> **Recorded information**:
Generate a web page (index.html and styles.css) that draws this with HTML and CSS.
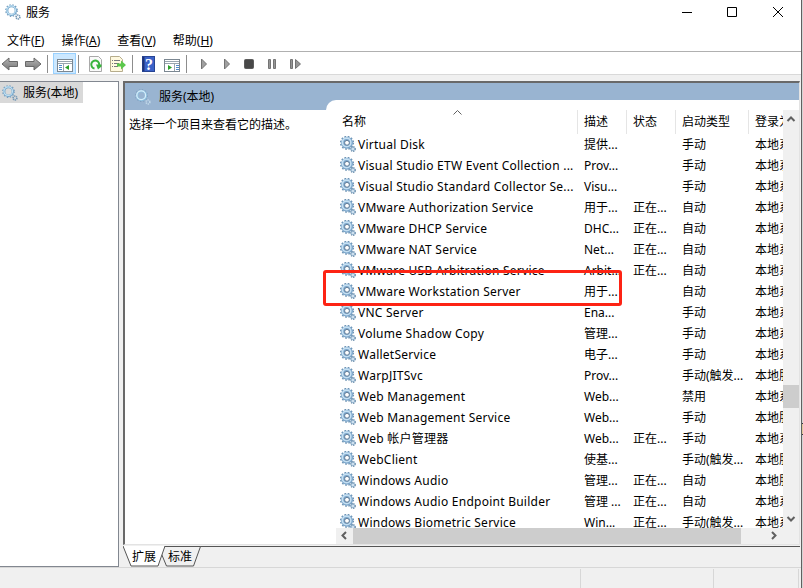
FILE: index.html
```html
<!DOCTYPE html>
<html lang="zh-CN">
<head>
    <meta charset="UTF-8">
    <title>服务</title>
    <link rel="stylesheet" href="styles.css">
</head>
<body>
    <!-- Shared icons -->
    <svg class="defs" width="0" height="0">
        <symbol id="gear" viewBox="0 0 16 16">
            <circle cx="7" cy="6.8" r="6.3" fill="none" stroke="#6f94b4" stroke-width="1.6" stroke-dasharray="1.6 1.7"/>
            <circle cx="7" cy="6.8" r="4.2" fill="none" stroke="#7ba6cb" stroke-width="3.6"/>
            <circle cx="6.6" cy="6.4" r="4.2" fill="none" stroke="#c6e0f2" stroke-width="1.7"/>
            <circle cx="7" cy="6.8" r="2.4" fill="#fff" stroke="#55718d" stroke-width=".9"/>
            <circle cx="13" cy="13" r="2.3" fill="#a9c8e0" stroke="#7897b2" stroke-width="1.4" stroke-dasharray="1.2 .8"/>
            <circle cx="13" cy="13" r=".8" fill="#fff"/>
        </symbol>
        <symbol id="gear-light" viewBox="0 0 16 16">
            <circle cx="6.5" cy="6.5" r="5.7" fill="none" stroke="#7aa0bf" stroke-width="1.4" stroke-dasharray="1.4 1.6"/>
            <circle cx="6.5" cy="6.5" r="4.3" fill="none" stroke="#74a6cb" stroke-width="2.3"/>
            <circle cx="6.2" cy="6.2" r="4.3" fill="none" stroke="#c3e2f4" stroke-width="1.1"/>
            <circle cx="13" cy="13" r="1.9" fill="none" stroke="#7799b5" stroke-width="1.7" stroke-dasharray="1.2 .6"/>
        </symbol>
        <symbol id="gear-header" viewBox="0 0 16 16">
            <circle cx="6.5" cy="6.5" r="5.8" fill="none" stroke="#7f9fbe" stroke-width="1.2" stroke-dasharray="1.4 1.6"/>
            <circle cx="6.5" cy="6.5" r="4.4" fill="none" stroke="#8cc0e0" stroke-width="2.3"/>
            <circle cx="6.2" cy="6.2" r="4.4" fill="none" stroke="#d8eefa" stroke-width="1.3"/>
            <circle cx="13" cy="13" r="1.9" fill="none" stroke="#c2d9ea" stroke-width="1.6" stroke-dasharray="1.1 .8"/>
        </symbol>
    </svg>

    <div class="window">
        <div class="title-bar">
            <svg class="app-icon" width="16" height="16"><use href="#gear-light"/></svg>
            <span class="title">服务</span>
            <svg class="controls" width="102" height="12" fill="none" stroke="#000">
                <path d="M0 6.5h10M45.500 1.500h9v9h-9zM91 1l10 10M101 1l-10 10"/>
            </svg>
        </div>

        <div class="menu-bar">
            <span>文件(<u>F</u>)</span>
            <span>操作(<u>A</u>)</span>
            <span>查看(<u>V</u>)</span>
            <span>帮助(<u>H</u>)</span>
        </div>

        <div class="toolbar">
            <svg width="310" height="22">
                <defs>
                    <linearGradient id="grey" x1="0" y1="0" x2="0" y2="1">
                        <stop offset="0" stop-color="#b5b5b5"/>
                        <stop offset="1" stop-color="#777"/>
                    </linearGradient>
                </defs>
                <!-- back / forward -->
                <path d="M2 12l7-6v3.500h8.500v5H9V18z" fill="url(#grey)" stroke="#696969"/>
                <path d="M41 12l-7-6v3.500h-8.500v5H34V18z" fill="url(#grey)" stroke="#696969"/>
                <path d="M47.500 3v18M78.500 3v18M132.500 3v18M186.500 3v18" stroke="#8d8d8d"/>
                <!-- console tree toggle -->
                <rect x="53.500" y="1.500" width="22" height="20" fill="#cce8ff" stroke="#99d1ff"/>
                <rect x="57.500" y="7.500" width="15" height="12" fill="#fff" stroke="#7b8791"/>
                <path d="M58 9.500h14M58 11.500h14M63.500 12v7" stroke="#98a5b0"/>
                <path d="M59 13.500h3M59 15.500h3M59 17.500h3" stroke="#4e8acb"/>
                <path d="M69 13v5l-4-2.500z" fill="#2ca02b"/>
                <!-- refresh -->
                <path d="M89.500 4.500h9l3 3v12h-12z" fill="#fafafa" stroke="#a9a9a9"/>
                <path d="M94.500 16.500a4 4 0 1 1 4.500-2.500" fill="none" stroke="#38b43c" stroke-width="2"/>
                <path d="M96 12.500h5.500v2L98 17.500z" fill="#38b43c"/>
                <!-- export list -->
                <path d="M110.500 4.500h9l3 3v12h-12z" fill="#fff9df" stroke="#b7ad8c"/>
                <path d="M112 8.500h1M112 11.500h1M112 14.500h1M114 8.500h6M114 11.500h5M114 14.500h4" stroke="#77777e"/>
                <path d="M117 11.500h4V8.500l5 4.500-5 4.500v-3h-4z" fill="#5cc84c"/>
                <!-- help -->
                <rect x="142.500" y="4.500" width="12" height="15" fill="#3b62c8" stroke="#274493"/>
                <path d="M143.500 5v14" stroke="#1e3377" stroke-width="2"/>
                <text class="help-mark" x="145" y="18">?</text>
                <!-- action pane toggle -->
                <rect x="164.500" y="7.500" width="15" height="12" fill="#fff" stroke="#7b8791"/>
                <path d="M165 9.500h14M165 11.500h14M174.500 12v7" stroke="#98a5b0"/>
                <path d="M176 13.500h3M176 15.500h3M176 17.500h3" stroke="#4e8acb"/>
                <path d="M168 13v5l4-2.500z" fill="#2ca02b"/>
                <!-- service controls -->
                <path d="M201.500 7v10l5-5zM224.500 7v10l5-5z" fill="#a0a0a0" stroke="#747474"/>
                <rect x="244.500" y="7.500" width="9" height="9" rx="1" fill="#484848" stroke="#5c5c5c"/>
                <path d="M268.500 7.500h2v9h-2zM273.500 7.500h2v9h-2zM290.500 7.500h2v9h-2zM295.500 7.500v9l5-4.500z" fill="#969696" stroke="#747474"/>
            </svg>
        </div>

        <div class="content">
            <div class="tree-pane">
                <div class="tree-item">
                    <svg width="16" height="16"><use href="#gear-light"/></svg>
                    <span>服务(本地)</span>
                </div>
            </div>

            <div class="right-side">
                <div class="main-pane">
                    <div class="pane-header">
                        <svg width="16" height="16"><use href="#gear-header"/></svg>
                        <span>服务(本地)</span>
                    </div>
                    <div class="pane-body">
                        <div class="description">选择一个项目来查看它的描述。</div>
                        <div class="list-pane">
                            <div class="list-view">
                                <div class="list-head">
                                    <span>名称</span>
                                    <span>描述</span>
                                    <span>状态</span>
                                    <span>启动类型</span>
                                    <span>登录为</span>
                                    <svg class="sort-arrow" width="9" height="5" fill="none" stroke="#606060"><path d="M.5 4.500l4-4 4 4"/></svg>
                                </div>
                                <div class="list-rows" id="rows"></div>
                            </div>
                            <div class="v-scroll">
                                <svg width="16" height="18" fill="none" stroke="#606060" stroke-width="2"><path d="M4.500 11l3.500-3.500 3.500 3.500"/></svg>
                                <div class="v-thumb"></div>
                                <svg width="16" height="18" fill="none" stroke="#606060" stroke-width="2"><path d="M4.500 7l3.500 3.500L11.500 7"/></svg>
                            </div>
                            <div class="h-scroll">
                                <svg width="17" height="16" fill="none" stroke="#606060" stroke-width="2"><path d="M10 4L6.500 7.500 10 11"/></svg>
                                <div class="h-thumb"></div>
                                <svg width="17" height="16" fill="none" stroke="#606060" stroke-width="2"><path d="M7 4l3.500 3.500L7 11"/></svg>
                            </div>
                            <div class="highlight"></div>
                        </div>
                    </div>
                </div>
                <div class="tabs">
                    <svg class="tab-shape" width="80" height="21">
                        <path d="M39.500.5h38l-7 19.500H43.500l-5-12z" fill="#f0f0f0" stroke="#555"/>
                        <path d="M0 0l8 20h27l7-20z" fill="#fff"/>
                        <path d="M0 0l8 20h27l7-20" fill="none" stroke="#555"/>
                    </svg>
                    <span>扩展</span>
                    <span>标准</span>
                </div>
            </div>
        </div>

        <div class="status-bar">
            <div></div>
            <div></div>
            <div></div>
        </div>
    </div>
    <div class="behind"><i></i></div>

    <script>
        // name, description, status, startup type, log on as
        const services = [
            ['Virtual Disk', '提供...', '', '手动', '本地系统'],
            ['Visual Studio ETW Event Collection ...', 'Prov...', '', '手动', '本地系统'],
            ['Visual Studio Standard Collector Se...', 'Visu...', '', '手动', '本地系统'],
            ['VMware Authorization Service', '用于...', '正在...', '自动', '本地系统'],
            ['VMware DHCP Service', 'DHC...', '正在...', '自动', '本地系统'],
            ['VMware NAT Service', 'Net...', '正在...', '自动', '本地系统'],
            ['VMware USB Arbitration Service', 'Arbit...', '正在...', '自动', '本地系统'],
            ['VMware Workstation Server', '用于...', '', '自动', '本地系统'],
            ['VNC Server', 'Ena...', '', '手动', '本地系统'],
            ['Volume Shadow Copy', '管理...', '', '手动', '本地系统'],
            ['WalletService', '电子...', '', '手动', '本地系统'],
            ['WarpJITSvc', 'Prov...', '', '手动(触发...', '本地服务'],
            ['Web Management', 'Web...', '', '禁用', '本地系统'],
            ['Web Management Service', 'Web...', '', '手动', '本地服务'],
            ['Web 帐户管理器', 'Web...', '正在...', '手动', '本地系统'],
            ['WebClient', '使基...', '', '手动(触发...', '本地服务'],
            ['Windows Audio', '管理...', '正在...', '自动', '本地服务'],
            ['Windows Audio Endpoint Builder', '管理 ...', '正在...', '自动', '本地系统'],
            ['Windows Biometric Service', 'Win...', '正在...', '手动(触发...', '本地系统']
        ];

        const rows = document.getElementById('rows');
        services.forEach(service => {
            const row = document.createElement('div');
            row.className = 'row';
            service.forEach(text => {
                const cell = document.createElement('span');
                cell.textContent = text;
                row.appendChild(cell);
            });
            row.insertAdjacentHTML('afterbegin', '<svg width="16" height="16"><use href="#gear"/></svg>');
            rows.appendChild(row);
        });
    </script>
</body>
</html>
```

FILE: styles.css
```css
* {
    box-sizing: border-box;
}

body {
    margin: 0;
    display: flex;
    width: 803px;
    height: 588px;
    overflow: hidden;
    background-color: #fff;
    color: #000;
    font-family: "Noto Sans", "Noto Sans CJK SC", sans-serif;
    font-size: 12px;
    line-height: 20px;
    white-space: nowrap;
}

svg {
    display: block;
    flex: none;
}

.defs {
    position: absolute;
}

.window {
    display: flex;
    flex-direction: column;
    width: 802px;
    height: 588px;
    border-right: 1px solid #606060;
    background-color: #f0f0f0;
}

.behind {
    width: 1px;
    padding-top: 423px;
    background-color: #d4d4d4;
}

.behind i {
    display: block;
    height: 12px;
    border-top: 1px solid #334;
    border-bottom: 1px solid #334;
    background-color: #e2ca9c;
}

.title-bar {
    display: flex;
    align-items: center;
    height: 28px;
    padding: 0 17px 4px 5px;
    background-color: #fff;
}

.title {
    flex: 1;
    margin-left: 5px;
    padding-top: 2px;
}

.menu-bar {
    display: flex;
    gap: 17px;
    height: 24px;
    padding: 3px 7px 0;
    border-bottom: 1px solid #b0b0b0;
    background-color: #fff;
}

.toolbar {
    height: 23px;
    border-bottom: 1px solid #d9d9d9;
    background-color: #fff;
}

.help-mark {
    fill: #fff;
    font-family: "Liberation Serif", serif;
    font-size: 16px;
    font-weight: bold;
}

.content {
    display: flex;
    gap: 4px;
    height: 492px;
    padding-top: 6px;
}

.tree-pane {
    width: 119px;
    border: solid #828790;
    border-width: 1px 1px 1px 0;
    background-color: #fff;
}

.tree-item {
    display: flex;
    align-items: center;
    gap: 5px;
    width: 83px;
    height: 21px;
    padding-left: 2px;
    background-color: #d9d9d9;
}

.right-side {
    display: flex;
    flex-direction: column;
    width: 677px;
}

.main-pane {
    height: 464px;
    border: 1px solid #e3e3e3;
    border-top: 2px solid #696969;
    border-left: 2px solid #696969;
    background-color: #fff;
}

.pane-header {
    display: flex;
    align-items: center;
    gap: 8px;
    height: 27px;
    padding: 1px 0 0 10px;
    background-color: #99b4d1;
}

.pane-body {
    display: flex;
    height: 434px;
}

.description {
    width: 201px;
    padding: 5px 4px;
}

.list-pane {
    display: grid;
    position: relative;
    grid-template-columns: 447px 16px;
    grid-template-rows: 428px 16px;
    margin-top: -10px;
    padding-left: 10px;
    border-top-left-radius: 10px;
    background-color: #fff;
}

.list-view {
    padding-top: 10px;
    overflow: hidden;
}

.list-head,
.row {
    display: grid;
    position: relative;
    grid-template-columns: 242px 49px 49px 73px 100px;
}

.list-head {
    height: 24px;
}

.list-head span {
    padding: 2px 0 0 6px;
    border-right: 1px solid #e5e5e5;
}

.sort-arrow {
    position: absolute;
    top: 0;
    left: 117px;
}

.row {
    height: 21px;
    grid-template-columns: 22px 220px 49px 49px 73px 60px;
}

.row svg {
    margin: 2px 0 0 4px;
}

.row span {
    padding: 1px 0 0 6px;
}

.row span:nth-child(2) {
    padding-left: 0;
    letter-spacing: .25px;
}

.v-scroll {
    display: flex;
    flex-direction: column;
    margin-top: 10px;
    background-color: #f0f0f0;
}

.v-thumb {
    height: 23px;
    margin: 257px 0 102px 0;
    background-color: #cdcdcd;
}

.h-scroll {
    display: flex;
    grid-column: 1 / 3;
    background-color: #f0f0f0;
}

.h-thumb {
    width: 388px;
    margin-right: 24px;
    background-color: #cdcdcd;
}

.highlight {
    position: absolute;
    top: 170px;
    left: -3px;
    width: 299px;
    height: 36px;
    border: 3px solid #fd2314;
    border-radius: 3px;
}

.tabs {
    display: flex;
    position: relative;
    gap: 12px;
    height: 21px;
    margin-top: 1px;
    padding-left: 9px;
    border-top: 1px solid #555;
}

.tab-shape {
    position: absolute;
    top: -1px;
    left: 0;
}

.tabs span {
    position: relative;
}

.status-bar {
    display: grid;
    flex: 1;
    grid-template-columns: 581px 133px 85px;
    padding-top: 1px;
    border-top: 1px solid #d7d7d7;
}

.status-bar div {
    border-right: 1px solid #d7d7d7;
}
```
* * *
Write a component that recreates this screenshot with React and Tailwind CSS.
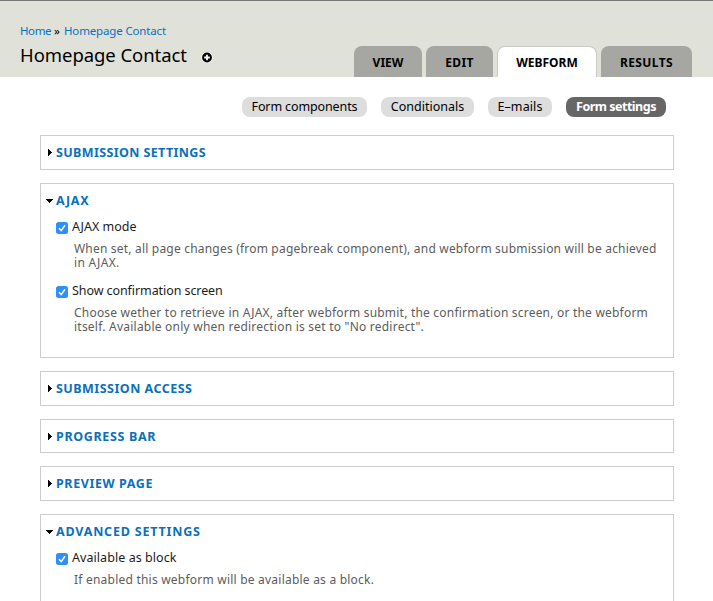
==
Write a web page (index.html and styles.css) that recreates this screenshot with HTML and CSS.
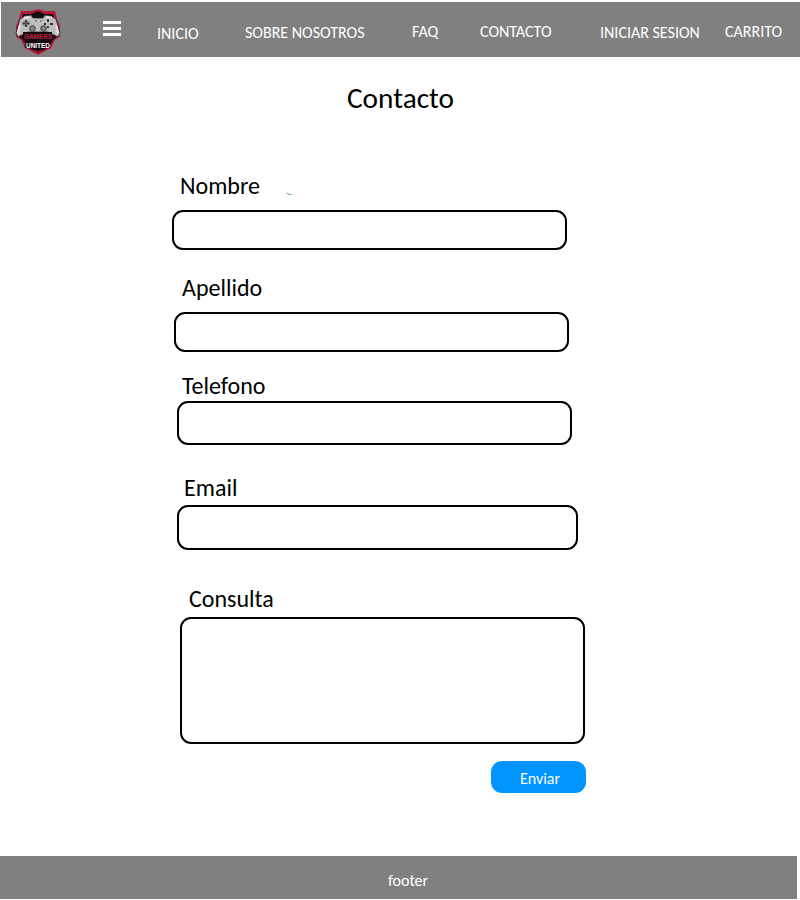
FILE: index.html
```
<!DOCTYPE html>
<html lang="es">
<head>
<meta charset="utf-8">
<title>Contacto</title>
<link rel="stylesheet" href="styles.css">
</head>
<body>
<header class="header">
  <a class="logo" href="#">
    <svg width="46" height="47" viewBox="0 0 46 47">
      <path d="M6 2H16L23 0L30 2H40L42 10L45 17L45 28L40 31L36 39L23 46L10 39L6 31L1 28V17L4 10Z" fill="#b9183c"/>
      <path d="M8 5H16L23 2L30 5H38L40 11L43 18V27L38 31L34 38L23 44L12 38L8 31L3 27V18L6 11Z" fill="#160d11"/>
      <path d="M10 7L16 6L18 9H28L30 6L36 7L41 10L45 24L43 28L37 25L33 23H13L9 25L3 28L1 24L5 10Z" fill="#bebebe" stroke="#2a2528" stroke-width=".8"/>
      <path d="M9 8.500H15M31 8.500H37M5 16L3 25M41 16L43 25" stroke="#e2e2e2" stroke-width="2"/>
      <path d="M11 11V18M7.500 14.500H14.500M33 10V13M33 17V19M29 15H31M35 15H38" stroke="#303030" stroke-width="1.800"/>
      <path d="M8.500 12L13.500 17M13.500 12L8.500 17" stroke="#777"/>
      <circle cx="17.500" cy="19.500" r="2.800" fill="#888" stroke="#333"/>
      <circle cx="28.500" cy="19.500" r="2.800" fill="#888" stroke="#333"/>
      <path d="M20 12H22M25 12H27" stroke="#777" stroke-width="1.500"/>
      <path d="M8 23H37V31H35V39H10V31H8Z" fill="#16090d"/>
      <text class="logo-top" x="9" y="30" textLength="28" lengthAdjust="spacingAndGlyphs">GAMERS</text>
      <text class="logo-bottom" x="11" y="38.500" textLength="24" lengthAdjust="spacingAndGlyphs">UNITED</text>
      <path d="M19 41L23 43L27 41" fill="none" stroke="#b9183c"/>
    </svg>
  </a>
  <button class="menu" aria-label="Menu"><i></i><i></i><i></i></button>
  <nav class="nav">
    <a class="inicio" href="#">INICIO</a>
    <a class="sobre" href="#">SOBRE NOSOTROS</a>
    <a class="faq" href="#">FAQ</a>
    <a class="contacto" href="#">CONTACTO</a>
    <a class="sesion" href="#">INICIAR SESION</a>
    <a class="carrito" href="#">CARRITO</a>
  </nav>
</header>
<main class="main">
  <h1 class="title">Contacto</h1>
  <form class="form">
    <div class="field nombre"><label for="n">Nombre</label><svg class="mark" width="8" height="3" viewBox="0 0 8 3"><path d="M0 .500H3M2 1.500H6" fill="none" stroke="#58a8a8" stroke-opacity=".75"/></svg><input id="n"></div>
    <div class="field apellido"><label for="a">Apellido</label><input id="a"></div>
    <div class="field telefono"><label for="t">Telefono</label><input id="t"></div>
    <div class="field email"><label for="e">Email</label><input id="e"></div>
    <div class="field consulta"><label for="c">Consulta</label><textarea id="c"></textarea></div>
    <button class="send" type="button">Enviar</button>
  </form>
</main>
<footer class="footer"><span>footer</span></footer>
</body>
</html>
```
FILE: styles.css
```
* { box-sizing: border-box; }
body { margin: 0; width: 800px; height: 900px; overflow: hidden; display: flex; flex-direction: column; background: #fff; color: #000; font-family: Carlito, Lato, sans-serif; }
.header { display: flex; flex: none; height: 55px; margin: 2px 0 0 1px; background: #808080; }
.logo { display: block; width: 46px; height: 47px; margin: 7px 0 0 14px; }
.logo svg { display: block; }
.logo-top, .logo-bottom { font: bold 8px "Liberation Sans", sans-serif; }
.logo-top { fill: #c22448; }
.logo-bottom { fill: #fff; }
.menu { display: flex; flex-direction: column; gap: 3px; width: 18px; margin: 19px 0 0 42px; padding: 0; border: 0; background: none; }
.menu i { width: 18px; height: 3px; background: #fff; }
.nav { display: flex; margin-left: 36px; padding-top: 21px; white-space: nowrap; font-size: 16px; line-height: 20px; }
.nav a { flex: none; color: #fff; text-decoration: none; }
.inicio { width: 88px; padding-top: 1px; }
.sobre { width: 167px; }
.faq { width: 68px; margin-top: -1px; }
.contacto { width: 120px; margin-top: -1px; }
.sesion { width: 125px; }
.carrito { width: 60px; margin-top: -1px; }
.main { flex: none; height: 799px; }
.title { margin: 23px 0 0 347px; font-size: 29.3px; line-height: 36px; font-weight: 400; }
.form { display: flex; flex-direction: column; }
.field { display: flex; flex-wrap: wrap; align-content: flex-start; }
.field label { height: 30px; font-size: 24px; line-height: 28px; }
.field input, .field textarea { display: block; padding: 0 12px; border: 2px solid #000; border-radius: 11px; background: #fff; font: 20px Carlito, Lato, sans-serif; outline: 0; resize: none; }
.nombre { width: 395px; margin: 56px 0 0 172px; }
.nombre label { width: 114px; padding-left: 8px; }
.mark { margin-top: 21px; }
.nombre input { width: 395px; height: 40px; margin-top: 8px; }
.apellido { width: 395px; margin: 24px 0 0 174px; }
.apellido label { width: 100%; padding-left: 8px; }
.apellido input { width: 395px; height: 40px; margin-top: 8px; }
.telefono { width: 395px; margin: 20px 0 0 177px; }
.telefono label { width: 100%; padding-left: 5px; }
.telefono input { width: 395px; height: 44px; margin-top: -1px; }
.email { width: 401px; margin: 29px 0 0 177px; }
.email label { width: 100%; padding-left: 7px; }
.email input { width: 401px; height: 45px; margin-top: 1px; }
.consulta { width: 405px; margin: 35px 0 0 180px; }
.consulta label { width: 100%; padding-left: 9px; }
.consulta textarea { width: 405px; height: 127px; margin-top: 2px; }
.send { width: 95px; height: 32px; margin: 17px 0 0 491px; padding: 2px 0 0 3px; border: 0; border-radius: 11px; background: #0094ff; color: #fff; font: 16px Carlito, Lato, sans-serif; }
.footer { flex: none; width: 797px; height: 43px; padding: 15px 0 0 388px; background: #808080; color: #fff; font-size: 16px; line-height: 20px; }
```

> **Task to complete**:
Copy out every line holding the string "recreates".

> **Task answer**:
Write a component that recreates this screenshot with React and Tailwind CSS.
Write a web page (index.html and styles.css) that recreates this screenshot with HTML and CSS.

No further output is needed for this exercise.